On Graphs with Minimal Eternal Vertex Cover Number

The eternal vertex cover problem is a variant of the classical vertex cover problem where a set of guards on the vertices have to be dynamically reconfigured from one vertex cover to another in every round of an attacker-defender game. The minimum number of guards required to protect a graph from an infinite sequence of attacks is the eternal vertex cover number (evc) of the graph. It is known that, given a graph G and an integer k, checking whether \({\text {evc}}(G) \le k\) is NP-Hard.
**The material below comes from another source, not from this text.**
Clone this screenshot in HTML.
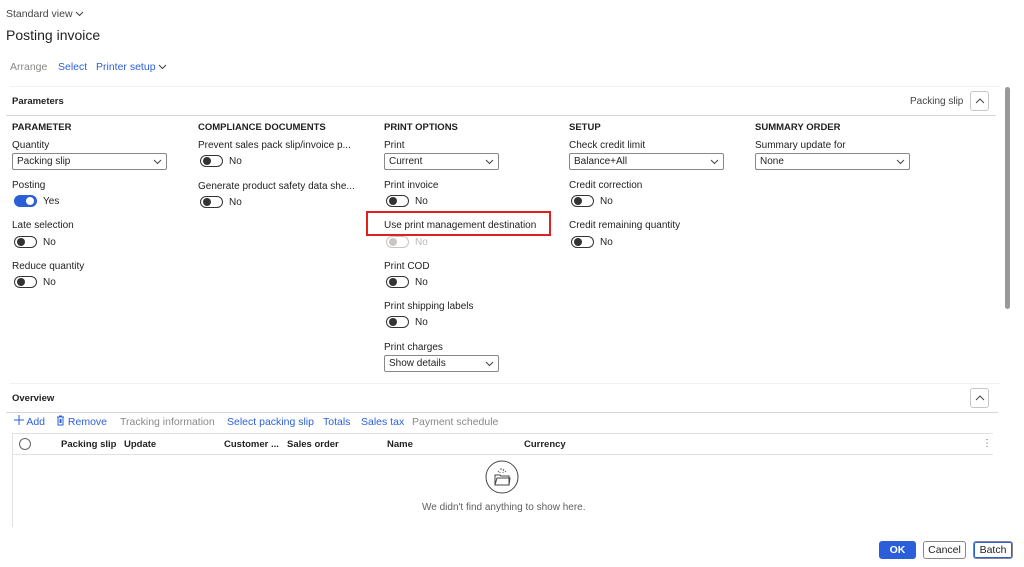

However, for any graph G, \({\text {mvc}}(G) \le {\text {evc}}(G) \le 2 {\text {mvc}}(G)\), where \({\text {mvc}}(G)\) is the minimum vertex cover number of G. Precise value of eternal vertex cover number is known only for certain very basic graph classes like trees, cycles and grids. Though a characterization is known for graphs for which \({\text {evc}}(G) = 2{\text {mvc}}(G)\), a characterization of graphs for which \({\text {evc}}(G) = {\text {mvc}}(G)\) remained open. Here, we achieve such a characterization for a class of graphs that includes chordal graphs and internally triangulated planar graphs. For some graph classes including biconnected chordal graphs, our characterization leads to a polynomial time algorithm to precisely determine \({\text {evc}}(G)\) and to determine a safe strategy of guard movement in each round of the game with \({\text {evc}}(G)\) guards.